Once a  metafiction piece  has revealed the  irony or  exposed the “joke” , can one ever truly go back and enjoy the  originating fiction? Can we ever return to an unexpected surprise as in the case of Susan Boyle when she sang “I Dreamed a Dream”? Can we ourselves be moved in the same way — because fanlove has lovingly debased it and made us aware rather than part of?

Whether you liked Les Miserables or not ( largely the critics have been merciless about what they consider raw, almost simplistic emotion) , it  has produced the intended results: emotion…and  significant worldwide box office.  David Denby, writing in The New Yorker, after declaring that the movie is not “just bad,” but “dreadful,” goes on to report himself “deeply embarrassed because all around me … people were sitting rapt, awed, absolutely silent, only to burst into applause after some of the numbers.”

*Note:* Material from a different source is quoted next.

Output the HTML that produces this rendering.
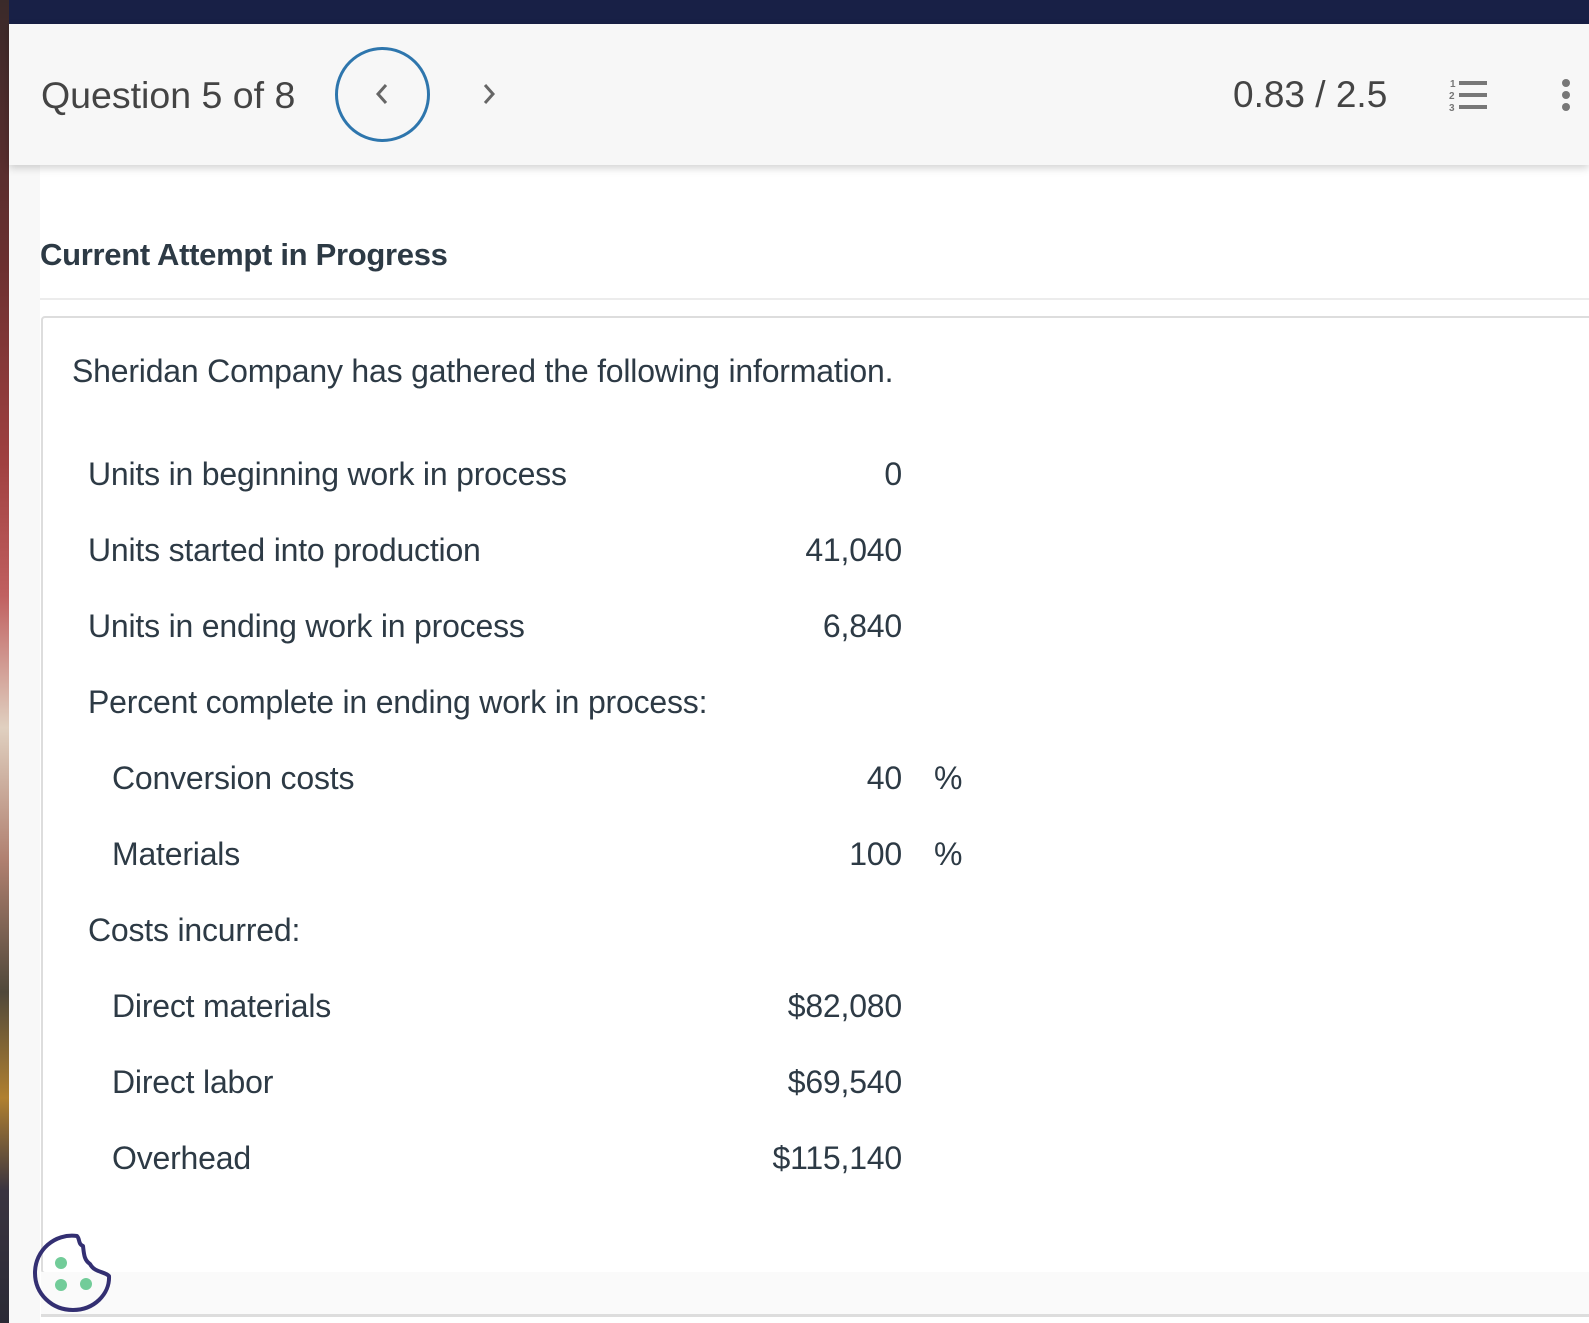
<!DOCTYPE html>
<html><head><meta charset="utf-8"><style>
html,body{margin:0;padding:0}
body{width:1589px;height:1323px;position:relative;overflow:hidden;background:#f8f8f8;font-family:"Liberation Sans",sans-serif;color:#2d3a45}
.strip{position:absolute;left:0;top:0;width:9px;height:1323px;background:linear-gradient(#3a2a2a 0%,#6b3030 20%,#a04040 35%,#c06060 45%,#e0d0c0 55%,#b08070 65%,#50483a 75%,#b08030 83%,#3a3440 90%,#2a2a35 100%)}
.top{position:absolute;left:9px;top:0;right:0;height:24px;background:#182046}
.hdr{position:absolute;left:9px;top:24px;right:0;height:141px;background:#f7f7f7;box-shadow:0 3px 8px rgba(0,0,0,.18);z-index:2}
.main{position:absolute;left:40px;top:165px;right:0;bottom:0;background:#fff}
.t{position:absolute;white-space:nowrap;font-size:32px;letter-spacing:-0.2px}
.r{text-align:right}
</style></head><body>
<div class="strip"></div>
<div class="top"></div>
<div class="hdr">
<div style="position:absolute;left:32px;top:50px;font-size:37.5px;color:#444">Question 5 of 8</div>
<div style="position:absolute;left:326px;top:23px;width:89px;height:89px;border:3px solid #2e76ad;border-radius:50%"></div>
<svg style="position:absolute;left:364px;top:58px" width="18" height="24"><path d="M13 3 L5 12 L13 21" stroke="#666" stroke-width="3" fill="none"/></svg>
<svg style="position:absolute;left:471px;top:58px" width="18" height="24"><path d="M5 3 L13 12 L5 21" stroke="#666" stroke-width="3" fill="none"/></svg>
<div style="position:absolute;left:1224px;top:50px;font-size:37px;color:#444">0.83 / 2.5</div>
<svg style="position:absolute;left:1440px;top:52px" width="50" height="40"><g fill="#777"><rect x="10" y="5" width="28" height="4"/><rect x="10" y="17" width="28" height="4"/><rect x="10" y="29" width="28" height="4"/></g><text x="1" y="11" font-size="10" fill="#777" font-family="Liberation Sans" font-weight="bold">1</text><text x="0" y="23" font-size="10" fill="#777" font-family="Liberation Sans" font-weight="bold">2</text><text x="0" y="35" font-size="10" fill="#777" font-family="Liberation Sans" font-weight="bold">3</text></svg>
<div style="position:absolute;left:1553px;top:55px"><div style="width:8px;height:8px;border-radius:50%;background:#777;margin-bottom:4px"></div><div style="width:8px;height:8px;border-radius:50%;background:#777;margin-bottom:4px"></div><div style="width:8px;height:8px;border-radius:50%;background:#777"></div></div>
</div>
<div class="main">
<div style="position:absolute;left:0;top:72px;font-size:31px;font-weight:bold;letter-spacing:-0.3px">Current Attempt in Progress</div>
<div style="position:absolute;left:0;right:0;top:133px;height:2px;background:#ececec"></div>
<div style="position:absolute;left:1px;right:-5px;top:151px;height:954px;border:2px solid #ddd;border-radius:4px;background:#fff"></div>
<div style="position:absolute;left:1px;right:0;top:1107px;height:42px;background:#fafafa;border-bottom:3px solid #ddd"></div>
</div>
<div class="t" style="left:72px;top:353px">Sheridan Company has gathered the following information.</div>
<div class="t" style="left:88px;top:456px">Units in beginning work in process</div>
<div class="t" style="left:88px;top:532px">Units started into production</div>
<div class="t" style="left:88px;top:608px">Units in ending work in process</div>
<div class="t" style="left:88px;top:684px">Percent complete in ending work in process:</div>
<div class="t" style="left:112px;top:760px">Conversion costs</div>
<div class="t" style="left:112px;top:836px">Materials</div>
<div class="t" style="left:88px;top:912px">Costs incurred:</div>
<div class="t" style="left:112px;top:988px">Direct materials</div>
<div class="t" style="left:112px;top:1064px">Direct labor</div>
<div class="t" style="left:112px;top:1140px">Overhead</div>
<div class="t r" style="right:687px;top:456px">0</div>
<div class="t r" style="right:687px;top:532px">41,040</div>
<div class="t r" style="right:687px;top:608px">6,840</div>
<div class="t r" style="right:687px;top:760px">40</div>
<div class="t r" style="right:687px;top:836px">100</div>
<div class="t" style="left:934px;top:760px">%</div>
<div class="t" style="left:934px;top:836px">%</div>
<div class="t r" style="right:687px;top:988px">$82,080</div>
<div class="t r" style="right:687px;top:1064px">$69,540</div>
<div class="t r" style="right:687px;top:1140px">$115,140</div>
<svg style="position:absolute;left:30px;top:1230px" width="86" height="86"><path d="M47 6 C25 3 5 20 5 43 C5 64 22 80 43 80 C64 80 80 64 79 46 C74 41 65 43 60 34 C54 30 54 24 53 16 C48 14 50 9 47 6 Z" fill="none" stroke="#332f72" stroke-width="4" stroke-linejoin="round"/><g fill="#72cc99"><circle cx="31" cy="33" r="6"/><circle cx="31" cy="55" r="6"/><circle cx="56" cy="54" r="6"/></g></svg>
</body></html>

What embarrasses Denby is the decline in “the taste of my countrymen” in the face of something that is to him so obviously “overbearing, pretentious, madly repetitive”; and he seconds the judgment of Anthony Lane, also a New Yorker reviewer, who dismisses the film as “inflationary bombast.”

Stanley Fish’s Op Ed in the New York Times takes a close look at the outrage over emotion that Les Miserables seems to be producing. The director of the  film of Les Miz is very clear about his plan and technique. “We live in a postmodern age where a certain amount of irony is expected. ” Say Hooper. “This film is made without irony.”

Is it possible that emotion in the modern culture is seen as sentimental piety, that tears are naïve?  The old school taste makers seem to suggest it. Have we entered a new primacy  where all art needs to be loved, eaten and masticated?